In technical categories the nominations are normally much more “right” than the winners, because the nominees are decided by people in the some “academy branch” (mostly former nominees in the same category) as the award, and these people know what they are talking about. The actual awards are voted on by the whole academy, and actors generally don’t know anything about special effects. So certain categories (visual effects for instance) consistently go to the wrong nominee out of the ignorance of voters. Bear that in mind. (Some academy branches (notably sound) have attempted to address this by nominating very small numbers of films (eg only two) in each category).

I think The Return of the King should win for Best Art Direction, if only for the fabulous creation of the city of Minas Tirith, and I think it probably will.

For Best Cinematography, I would give the award to Master and Commander, if only because the Galapagos Islands look so beautiful in the film. (A rought rule of thumb is that is something natural looks beautiful in the film, it should win for cinematography and if something artificial looks beautiful it should win for art direcction). However, this one will probably go to The Return of the King too.

Best Visual Effects is a category that almost always goes to the wrong nominee. This is because the award gets given to the film with the most conspicuous special effects, not the best. And in fact inconspicuous special effects are much harder to do. Special effects of alien space ships are not hard to do, because these things are not real and it is impossible to get them wrong. Recreating something real is much harder. This is why, for instance, the special effects in Twister are so much better than those in Independence Day, although on that occasion Independence Day actually won. And this is why this year I would give this award to Master and Commander for its recreation of the 19th Century Royal Navy, and not to The Return of the King good as the special effects of that film are. However, the voters will almost certainly give the award to The Return of the King. I have a further comment on this award here.

But I will stop there. I don’t know enough about the sound categories to really comment, and I haven’t seen any of the documentary or short films.

Mark Steyn thinks that the major awards will go to Lost in Translation. I am with The Return of the King. We shall see.

Readers are invited to mock me in the comments later after I (inevitably) am shown to have got many things wrong. Have a good evening everyone.

Update: As it happened, this was the year to not look for subtletly and intrigues, but just go for the most obvious favourites (which I did not do). Andy Duncan is no doubt happy, as The Return of the King won in all eleven categories for which it was nominated. The acting awards went to Tim Robbins, Renee Zelleweger, Sean Penn, and Charlize Theron. (Bill Murray’s non-victory was my major disappointment of the night, as I thought his was the performance of his career, and I did not quite think that of Sean Penn’s). Sofia Coppola picked up the award for Original Screenplay and her great father looked delighted, but she was oddly nonchalent. Master and Commander picked up Cinematography and Sound Editing, but Peter Weir will have to wait for yet another day for an Oscar (he has been nominated six times without winning). Finding Nemo did indeed win for Animated feature, but Pixar’s Boundin’ did not win for animated short. And The Barbarian Invasions did win a victory for private healthcare.
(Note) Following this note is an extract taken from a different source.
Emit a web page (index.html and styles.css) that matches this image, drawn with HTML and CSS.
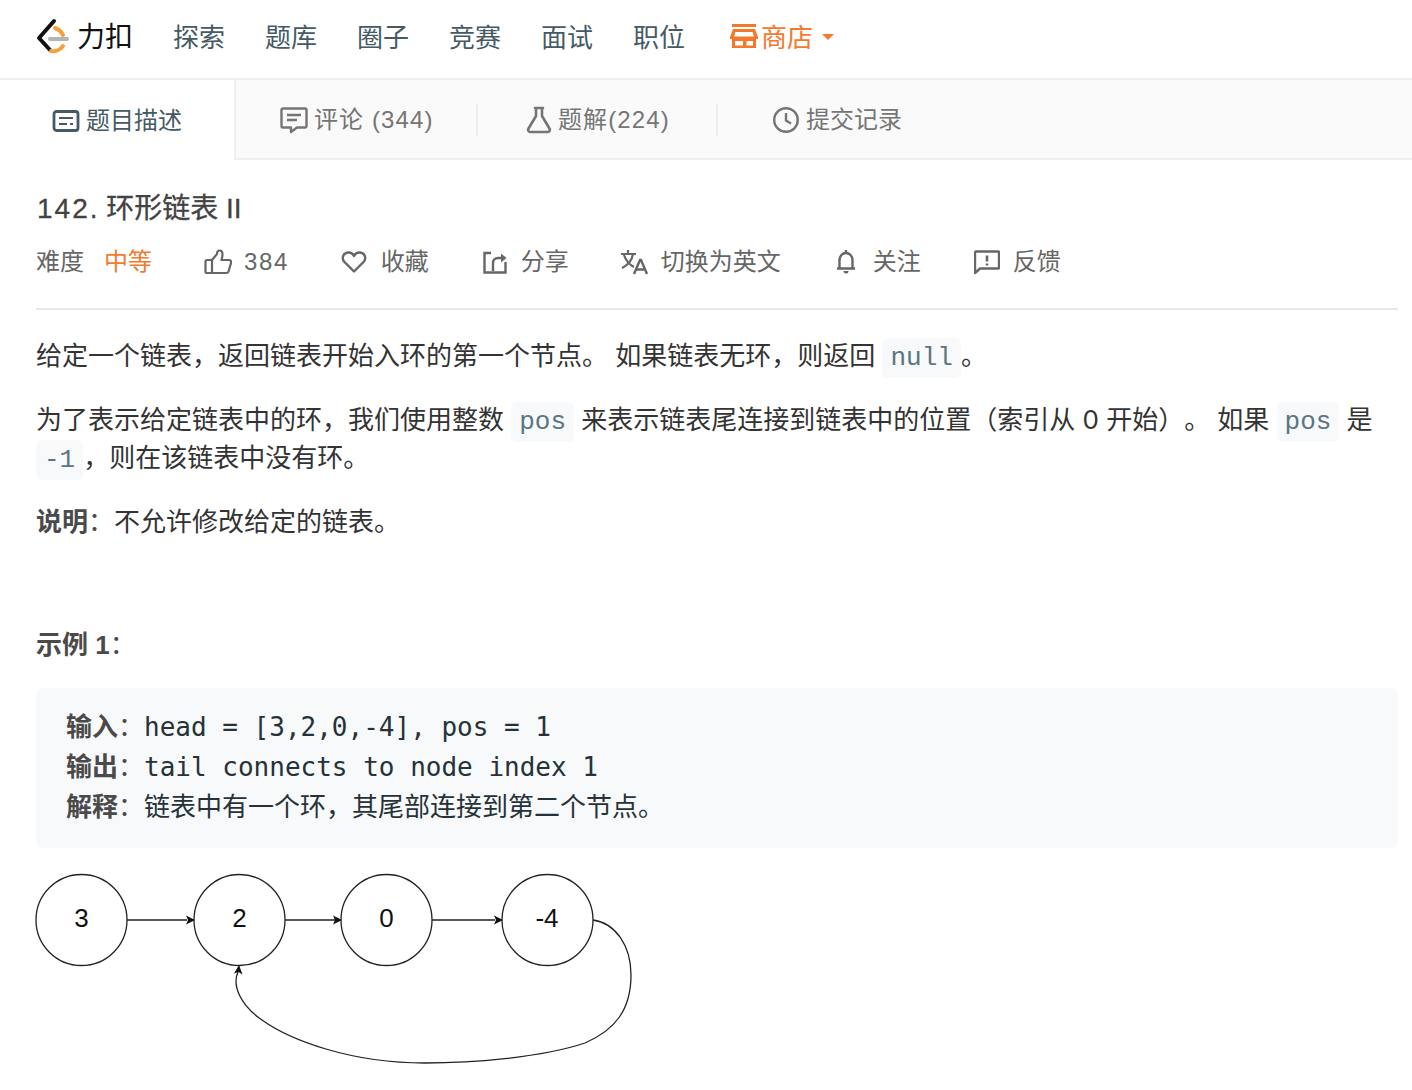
FILE: index.html
```html
<!DOCTYPE html>
<html lang="zh">
<head>
<meta charset="utf-8">
<title>142. 环形链表 II</title>
<link rel="stylesheet" href="styles.css">
</head>
<body>
<header class="topbar">
  <a class="logo">
    <svg class="logo-mark" width="34" height="40" viewBox="0 0 34 40">
      <path d="M19 3 4 20l11 12" fill="none" stroke="#111" stroke-width="4" stroke-linecap="round" stroke-linejoin="round"/>
      <path d="M20 10c3 1 6 3 8 7M16 33c4 1 9-1 12-5" fill="none" stroke="#f5a23b" stroke-width="4" stroke-linecap="round"/>
      <path d="M15 21h17" stroke="#b4b4b4" stroke-width="4" stroke-linecap="round"/>
    </svg>
    <span class="logo-text">力扣</span>
  </a>
  <nav class="nav">
    <a>探索</a><a>题库</a><a>圈子</a><a>竞赛</a><a>面试</a><a>职位</a>
    <a class="shop">
      <svg width="28" height="24" viewBox="0 0 28 24"><path fill="#f4792d" fill-rule="evenodd" d="M2 0h24v3H2zM3 5h22l3 8v2h-2v9H2v-9H0v-2zM5.500 8 4 12.500h20L22.500 8zM5 17v4.500h8V17zM16.500 17v4.500H23V17z"/></svg>
      <span>商店</span><i class="caret"></i>
    </a>
  </nav>
</header>

<div class="tabs">
  <div class="tab tab-active">
    <svg width="28" height="24" viewBox="0 0 28 24"><rect x="2" y="2.500" width="24" height="19" rx="2.500" fill="none" stroke="#455a64" stroke-width="2.800"/><path d="M7 9h14M7 15h8M18 15h3" stroke="#455a64" stroke-width="2.200"/></svg>
    <span>题目描述</span>
  </div>
  <div class="tab tab-comment">
    <svg width="28" height="28" viewBox="0 0 28 28"><path d="M3 2.500h22a1.500 1.500 0 0 1 1.500 1.500v16a1.500 1.500 0 0 1-1.500 1.500h-8L11 26v-4.500H3A1.500 1.500 0 0 1 1.500 20V4A1.500 1.500 0 0 1 3 2.500z" fill="none" stroke="#757575" stroke-width="2.400" stroke-linejoin="round"/><path d="M7 9h14M7 14h10" stroke="#757575" stroke-width="2.400"/></svg>
    <span>评论 (344)</span>
  </div>
  <div class="tab tab-solution">
    <svg width="26" height="28" viewBox="0 0 26 28"><path d="M9 2h8M10 2v8L2.500 22.500A2.200 2.200 0 0 0 4.500 26h17a2.200 2.200 0 0 0 2-3.500L16 10V2" fill="none" stroke="#757575" stroke-width="2.600" stroke-linecap="round" stroke-linejoin="round"/></svg>
    <span>题解(224)</span>
  </div>
  <div class="tab tab-record">
    <svg width="28" height="28" viewBox="0 0 28 28"><circle cx="14" cy="14" r="11.800" fill="none" stroke="#757575" stroke-width="2.400"/><path d="M14 7v7.500l5 3" fill="none" stroke="#757575" stroke-width="2.400"/></svg>
    <span>提交记录</span>
  </div>
  <div class="tab-fill"></div>
</div>

<main class="content">
  <h1 class="title"><span class="title-num">142.</span> 环形链表 II</h1>
  <div class="meta">
    <span class="meta-diff">难度</span>
    <span class="meta-level">中等</span>
    <span class="meta-item meta-like">
      <svg width="28" height="26" viewBox="0 0 28 26"><path d="M8 11v13H3a1.500 1.500 0 0 1-1.500-1.500v-10A1.500 1.500 0 0 1 3 11zM8 11l5-6c0-2 1-3.500 2.500-3.500 2 0 3 2 3 4 0 2-.5 3.500-1 5.500h7.500c1.500 0 2.500 1.300 2 3l-2.500 8.500c-.3 1-1 1.500-2 1.500H8" fill="none" stroke="#666" stroke-width="2.200" stroke-linejoin="round"/></svg>
      <span class="spaced">384</span>
    </span>
    <span class="meta-item meta-fav">
      <svg width="26" height="24" viewBox="0 0 26 24"><path d="M13 21.500 3.500 12C.5 9 1.500 3 7 2.500c3-.2 5 1.500 6 3.500 1-2 3-3.700 6-3.500 5.500.5 6.500 6.500 3.500 9.500z" fill="none" stroke="#666" stroke-width="2.400" stroke-linejoin="round"/></svg>
      <span>收藏</span>
    </span>
    <span class="meta-item meta-share">
      <svg width="26" height="24" viewBox="0 0 26 24"><path d="M9 3H2.500v19.500h21V12M11 21v-8a5 5 0 0 1 5-5h7" fill="none" stroke="#666" stroke-width="2.400"/><path d="M19 3.500 24.500 8 19 12.500z" fill="#666"/></svg>
      <span>分享</span>
    </span>
    <span class="meta-item meta-lang">
      <svg width="28" height="26" viewBox="0 0 28 26"><path d="M1 5h15M8 1v4M13 5c-1 6-5 11-11 14M4 6c2 6 6 10 10 12" fill="none" stroke="#666" stroke-width="2.200"/><path d="m14 25 6-14h1l6 14M16.500 20.500h8" fill="none" stroke="#666" stroke-width="2.400"/></svg>
      <span>切换为英文</span>
    </span>
    <span class="meta-item meta-bell">
      <svg width="22" height="26" viewBox="0 0 22 26"><path d="M2 19.500h18M4.500 19V11c0-4 3-7 6.500-7s6.500 3 6.500 7v8M11 1v3" fill="none" stroke="#666" stroke-width="2.400"/><path d="M8.500 22h5a2.500 2.500 0 0 1-5 0z" fill="#666"/></svg>
      <span>关注</span>
    </span>
    <span class="meta-item meta-feedback">
      <svg width="26" height="26" viewBox="0 0 26 26"><path d="M2 2.500h22a1 1 0 0 1 1 1v15a1 1 0 0 1-1 1H6L1 24V3.500a1 1 0 0 1 1-1z" fill="none" stroke="#666" stroke-width="2.400" stroke-linejoin="round"/><path d="M13 6.500v6M13 14.500v2" stroke="#666" stroke-width="2.600"/></svg>
      <span>反馈</span>
    </span>
  </div>

  <section class="desc">
    <p>给定一个链表，返回链表开始入环的第一个节点。 如果链表无环，则返回 <code>null</code>。</p>
    <p>为了表示给定链表中的环，我们使用整数 <code>pos</code> 来表示链表尾连接到链表中的位置（索引从 <span class="zero">0</span> 开始）。 如果 <code>pos</code> 是 <code>-1</code>，则在该链表中没有环。</p>
    <p><strong>说明<span class="colon">：</span></strong>不允许修改给定的链表。</p>
    <p class="example-head"><strong>示例 1<span class="colon">：</span></strong></p>
    <pre class="example"><strong>输入<span class="colon">：</span></strong>head = [3,2,0,-4], pos = 1
<strong>输出<span class="colon">：</span></strong>tail connects to node index 1
<strong>解释<span class="colon">：</span></strong>链表中有一个环，其尾部连接到第二个节点。</pre>
    <svg class="diagram" width="642" height="200" viewBox="34 870 642 200">
      <g fill="none" stroke="#222" stroke-width="1.300">
        <circle cx="81.500" cy="920" r="45.500"/>
        <circle cx="239.500" cy="920" r="45.500"/>
        <circle cx="386.500" cy="920" r="45.500"/>
        <circle cx="547.500" cy="920" r="45.500"/>
        <path d="M127 920h60M285 920h50M432 920h63"/>
        <path d="M593 920C615 923 631 945 631 975 631 1010 615 1030 585 1043 540 1058 470 1063 425 1063 350 1063 290 1040 262 1020 240 1005 232 985 238 972"/>
      </g>
      <g fill="#111">
        <path d="m195 920-9 4.500 2-4.500-2-4.500zM342 920l-9 4.500 2-4.500-2-4.500zM503 920l-9 4.500 2-4.500-2-4.500zM239 965l3.500 9.500-4-2.500-4.500 1.500z"/>
      </g>
      <g class="diagram-text" text-anchor="middle">
        <text x="81.500" y="927">3</text>
        <text x="239.500" y="927">2</text>
        <text x="386.500" y="927">0</text>
        <text x="547" y="927">-4</text>
      </g>
    </svg>
  </section>
</main>
</body>
</html>
```
FILE: styles.css
```css
* { box-sizing: border-box; }
html, body { margin: 0; padding: 0; }
body {
  background: #fff;
  color: #333;
  font-family: "Liberation Sans", "Noto Sans CJK SC", sans-serif;
  font-size: 26px;
  overflow: hidden;
  text-spacing-trim: space-all;
}
.topbar {
  height: 80px;
  border-bottom: 2px solid #eee;
  display: flex;
  align-items: center;
  padding: 0 0 2px 35px;
}
.logo { display: flex; align-items: center; width: 138px; }
.logo-mark { flex: none; }
.logo-text { font-size: 28px; color: #111; margin-left: 8px; line-height: 40px; font-weight: 400; }
.nav { display: flex; align-items: center; gap: 40px; color: #455a64; line-height: 36px; }
.shop { display: flex; align-items: center; color: #f4792d; margin-left: 5px; }
.shop svg { margin-right: 3px; margin-bottom: 4px; }
.caret {
  width: 0; height: 0; margin: 0 0 2px 9px;
  border-left: 6px solid transparent;
  border-right: 6px solid transparent;
  border-top: 6px solid #f4792d;
}
.tabs { display: flex; height: 80px; font-size: 24px; line-height: 32px; color: #757575; }
.tab {
  display: flex; align-items: center; position: relative;
  background: #fafafa; border-bottom: 2px solid #eee; padding-top: 2px;
  letter-spacing: 1.100px;
}
.tab span { margin-left: 6px; }
.tab-active {
  width: 236px; padding-left: 52px;
  background: #fff; color: #455a64; border-bottom: 0; border-right: 2px solid #eee;
  letter-spacing: 0;
}
.tab-comment { width: 242px; padding-left: 44px; }
.tab-solution { width: 240px; padding-left: 48px; }
.tab-record { padding-left: 54px; width: 300px; letter-spacing: 0; }
.tab-comment::after, .tab-solution::after {
  content: ""; position: absolute; right: 0; top: 24px; width: 2px; height: 32px; background: #eee;
}
.tab-fill { flex: 1; background: #fafafa; border-bottom: 2px solid #eee; }
.content { padding: 0 14px 0 36px; }
.title {
  margin: 0; padding-top: 30px; font-size: 28px; line-height: 38px; font-weight: 400;
  color: #424242; -webkit-text-stroke: 0.3px #424242;
}
.title-num { letter-spacing: 2px; margin-right: -1px; margin-left: 1px; }
.meta {
  display: flex; align-items: center; height: 82px;
  border-bottom: 2px solid #e8e8e8; font-size: 24px; line-height: 32px; color: #666;
  padding-bottom: 12px;
}
.meta-level { color: #ef7a30; margin-left: 20px; }
.meta-item { display: flex; align-items: center; gap: 12px; }
.meta-like { margin-left: 52px; }
.spaced { letter-spacing: 1.600px; }
.meta-fav { margin-left: 52px; gap: 14px; }
.meta-share { margin-left: 53px; gap: 13px; }
.meta-lang { margin-left: 51px; gap: 13px; }
.meta-bell { margin-left: 54px; gap: 16px; }
.meta-feedback { margin-left: 53px; gap: 13px; }
.desc { padding-top: 27px; color: #333; }
.desc p { margin: 0 0 26px; line-height: 38px; }
.desc strong { font-weight: 700; color: #4a4a4a; }
.colon { font-family: "Noto Sans CJK TC", sans-serif; font-weight: 400; line-height: 0; }
.zero { font-family: Inter, sans-serif; line-height: 0; }
.desc code {
  font-family: "Liberation Mono", monospace;
  font-size: 26px; line-height: 1; color: #5b7583; background: #f7f9fa;
  border-radius: 6px; padding: 5px 8px;
}
.desc .example-head { margin: 85px 0 24px; }
.example {
  margin: 0; height: 160px; padding: 19px 30px 0;
  background: #f7f9fa; border-radius: 8px;
  font-family: "DejaVu Sans Mono", "Noto Sans CJK SC", monospace;
  font-size: 26px; line-height: 40px; color: #263238;
}
.diagram { display: block; margin: 22px 0 0 -2px; }
.diagram-text { font-family: "Liberation Sans", sans-serif; font-size: 26px; fill: #111; }
```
7 comments to Yes, it’s Oscar Night.

  • Sandy P.

    I don’t think Sophia was nonchalant, I don’t think she has a personality.
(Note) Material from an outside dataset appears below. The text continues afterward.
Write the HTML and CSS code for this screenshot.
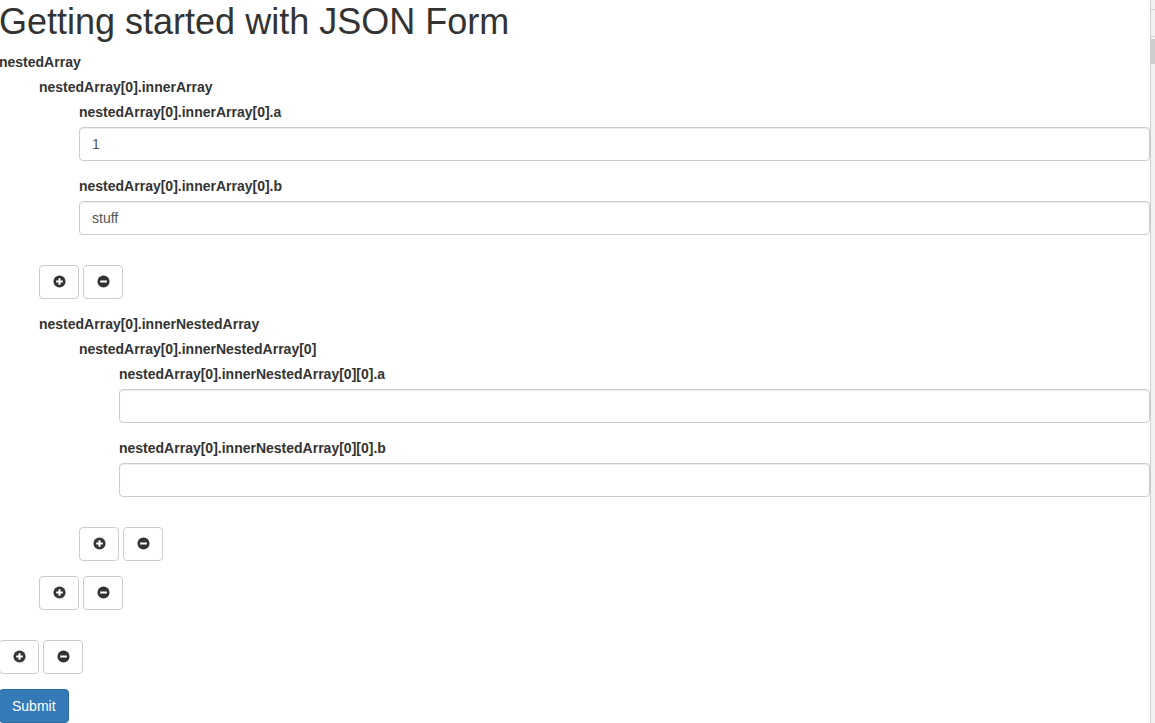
FILE: index.html
```html
<!DOCTYPE html>
<html>
<head>
<meta charset="utf-8">
<title>Getting started with JSON Form</title>
<link rel="stylesheet" href="styles.css">
</head>
<body>
<div class="page">
  <div class="main">
    <h1 class="title">Getting started with JSON Form</h1>
    <form class="form">
      <div class="form-group">
        <label class="lbl">nestedArray</label>
        <div class="items">
          <div class="item obj">
            <div class="form-group">
              <label class="lbl">nestedArray[0].innerArray</label>
              <div class="items">
                <div class="item obj">
                  <div class="form-group">
                    <label class="lbl">nestedArray[0].innerArray[0].a</label>
                    <input class="input" type="text" value="1">
                  </div>
                  <div class="form-group">
                    <label class="lbl">nestedArray[0].innerArray[0].b</label>
                    <input class="input" type="text" value="stuff">
                  </div>
                </div>
              </div>
              <div class="buttons">
                <button type="button" class="btn"><svg class="ico" viewBox="0 0 14 14"><circle cx="7" cy="7" r="6.5"/><path class="cross" d="M5.9 3.4h2.2v2.5h2.5v2.2H8.1v2.5H5.9V8.1H3.4V5.9h2.5z"/></svg></button>
                <button type="button" class="btn"><svg class="ico" viewBox="0 0 14 14"><circle cx="7" cy="7" r="6.5"/><path class="cross" d="M3.4 5.9h7.2v2.2H3.4z"/></svg></button>
              </div>
            </div>
            <div class="form-group">
              <label class="lbl">nestedArray[0].innerNestedArray</label>
              <div class="items">
                <div class="item">
                  <div class="form-group">
                    <label class="lbl">nestedArray[0].innerNestedArray[0]</label>
                    <div class="items">
                      <div class="item obj">
                        <div class="form-group">
                          <label class="lbl">nestedArray[0].innerNestedArray[0][0].a</label>
                          <input class="input" type="text" value="">
                        </div>
                        <div class="form-group">
                          <label class="lbl">nestedArray[0].innerNestedArray[0][0].b</label>
                          <input class="input" type="text" value="">
                        </div>
                      </div>
                    </div>
                    <div class="buttons">
                      <button type="button" class="btn"><svg class="ico" viewBox="0 0 14 14"><circle cx="7" cy="7" r="6.5"/><path class="cross" d="M5.9 3.4h2.2v2.5h2.5v2.2H8.1v2.5H5.9V8.1H3.4V5.9h2.5z"/></svg></button>
                      <button type="button" class="btn"><svg class="ico" viewBox="0 0 14 14"><circle cx="7" cy="7" r="6.5"/><path class="cross" d="M3.4 5.9h7.2v2.2H3.4z"/></svg></button>
                    </div>
                  </div>
                </div>
              </div>
              <div class="buttons">
                <button type="button" class="btn"><svg class="ico" viewBox="0 0 14 14"><circle cx="7" cy="7" r="6.5"/><path class="cross" d="M5.9 3.4h2.2v2.5h2.5v2.2H8.1v2.5H5.9V8.1H3.4V5.9h2.5z"/></svg></button>
                <button type="button" class="btn"><svg class="ico" viewBox="0 0 14 14"><circle cx="7" cy="7" r="6.5"/><path class="cross" d="M3.4 5.9h7.2v2.2H3.4z"/></svg></button>
              </div>
            </div>
          </div>
        </div>
        <div class="buttons">
          <button type="button" class="btn"><svg class="ico" viewBox="0 0 14 14"><circle cx="7" cy="7" r="6.5"/><path class="cross" d="M5.9 3.4h2.2v2.5h2.5v2.2H8.1v2.5H5.9V8.1H3.4V5.9h2.5z"/></svg></button>
          <button type="button" class="btn"><svg class="ico" viewBox="0 0 14 14"><circle cx="7" cy="7" r="6.5"/><path class="cross" d="M3.4 5.9h7.2v2.2H3.4z"/></svg></button>
        </div>
      </div>
      <button type="button" class="btn-primary">Submit</button>
    </form>
  </div>
  <div class="scrollbar">
    <div class="sb-top"></div>
    <div class="sb-track"></div>
    <div class="sb-thumb"></div>
  </div>
</div>
</body>
</html>
```
FILE: styles.css
```css
html, body {
  margin: 0;
  padding: 0;
  background: #fff;
  height: 100%;
  overflow: hidden;
}
body {
  font-family: "Liberation Sans", Arial, sans-serif;
  font-size: 14px;
  line-height: 20px;
  color: #333;
}
.page {
  display: flex;
  height: 723px;
}
.main {
  flex: 1;
  margin-left: -1px;
  min-width: 0;
}
.title {
  font-family: "Liberation Sans", Arial, sans-serif;
  font-size: 36px;
  font-weight: 400;
  line-height: 39.6px;
  margin: 2px 0 10px;
  color: #333;
}
.form { margin: 0; }
.form-group {
  margin-bottom: 15px;
  display: flow-root;
}
.lbl {
  display: block;
  font-weight: bold;
  margin-bottom: 5px;
  line-height: 20px;
}
.items {
  padding-left: 40px;
}
.item { display: flow-root; }
.item.obj { padding-bottom: 15px; }
.input {
  display: block;
  box-sizing: border-box;
  width: 100%;
  height: 34px;
  padding: 6px 12px;
  font-family: "Liberation Sans", Arial, sans-serif;
  font-size: 14px;
  line-height: 20px;
  color: #555;
  background: #fff;
  border: 1px solid #ccc;
  border-radius: 4px;
  box-shadow: inset 0 1px 1px rgba(0,0,0,.075);
  margin: 0;
}
.buttons {
  display: flex;
  gap: 4px;
}
.btn {
  box-sizing: border-box;
  width: 40px;
  height: 34px;
  padding: 0;
  margin: 0;
  background: #fff;
  border: 1px solid #ccc;
  border-radius: 4px;
  display: flex;
  align-items: center;
  justify-content: center;
  cursor: pointer;
}
.ico {
  width: 13px;
  height: 13px;
  display: block;
}
.ico circle { fill: #333; }
.ico .cross { fill: #fff; }
.btn-primary {
  box-sizing: border-box;
  height: 34px;
  padding: 6px 12px;
  margin: 0;
  font-family: "Liberation Sans", Arial, sans-serif;
  font-size: 14px;
  line-height: 20px;
  color: #fff;
  background: #337ab7;
  border: 1px solid #2e6da4;
  border-radius: 4px;
  cursor: pointer;
}
.scrollbar {
  width: 4px;
  border-left: 1px solid #cfcfcf;
  background: #f1f1f1;
  display: flex;
  flex-direction: column;
}
.sb-top {
  height: 9px;
  border-bottom: 1px solid #d6d6d6;
}
.sb-track {
  height: 26px;
  border-bottom: 1px solid #d6d6d6;
}
.sb-thumb {
  margin-top: 2px;
  height: 25px;
  background: #cdcdcd;
}
```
    Maybe she puts it all into filming. I saw Peter O’Toole once and there was nothing, but he’s a marvelous actor.

    Or her father sucked the life out of her.

  • Scott

    I was surprised that Seabiscuit did not win one gosh-darned thing. I figured it might get Best Adapted Screenplay, but LOTR waltzed off with that one, too. I was also surprised at Best Supporting Actor. I was split between Ken Watanabe and Alec Baldwin. I was also pulling for Bill Murray to win a little gold man but didn’t really expect him to beat Sean Penn, who had been nominated three times previously.

  • John J. Coupal

    Sophia Coppola appears to be scared out of her wits when she is being asked questions, or is the center of attention. She may feel intimidated by her director father.

    However, she is one hell of a director herself to have created “Lost in Translation”.

    It brings to life a believable story with characters you like and want to know. The cinematography is outstanding and the mood of the film can’t be more right.

    We’ll be seeing a lot more of her work. She is one talented lady.

  • You are right. “Nonchalent” was the wrong word. I was simply trying to say that she looked relatively unexcited and her Dad looked extremely excited. And you are right, she does look like she really wants to get away whenever she is the centre of attention. (I need to go back to look at the Godafather 3 and see if she had that little charisma then, too).

    This is kind of odd in a way. Film directors are normally loud control freaks with enormous egos. She doesn’t look like one of those, but she is none the less obviously very good at it. For one thing, she was apparently extraordinarily persistent at pursuing Bill Murray to get him to agree to be in the film. (Actually though, although I loved most aspects of Lost in Translation, the cinematography is the one aspect of the film I had issues with).

    I suspect that Sofia Coppola is one of those people who is shy in public but warm and interesting when you meet her in person. She seems that way when described by people who have met her (to the extent that you can actually tell through the tremendous cloud of the Hollywood publicity machine). To me she looks like a class act.

  • As a Tolkien nut, I was very glad to see ROTK do so well.

  • R C Dean

    (I need to go back to look at the Godafather 3 and see if she had that little charisma then, too).

    Yes, she was charisma-free then, too. Its hard to say, of course, given the other flaws in the movie, but I think she was the biggest deadweight that her father lashed onto that movie. I felt kind of bad for her; glad to see she has found niche.

  • I *have* to get this out somewhere.

    In acting history, there is a long tradition of seeing what you can get away with. If you’re supposed to be a dead body on stage, well, why not smuggle some items one the stage and have a contest to see who can get away with the most softballs/golfballs/rubber chickens without the director noticing?

    Why do I bring this up? Because when the attending cast was getting up on stage, the illustrious Sir Ian McKellan flipped the bird to the camera.

    And we wouldn’t have noticed were it not for the magic of Tivo.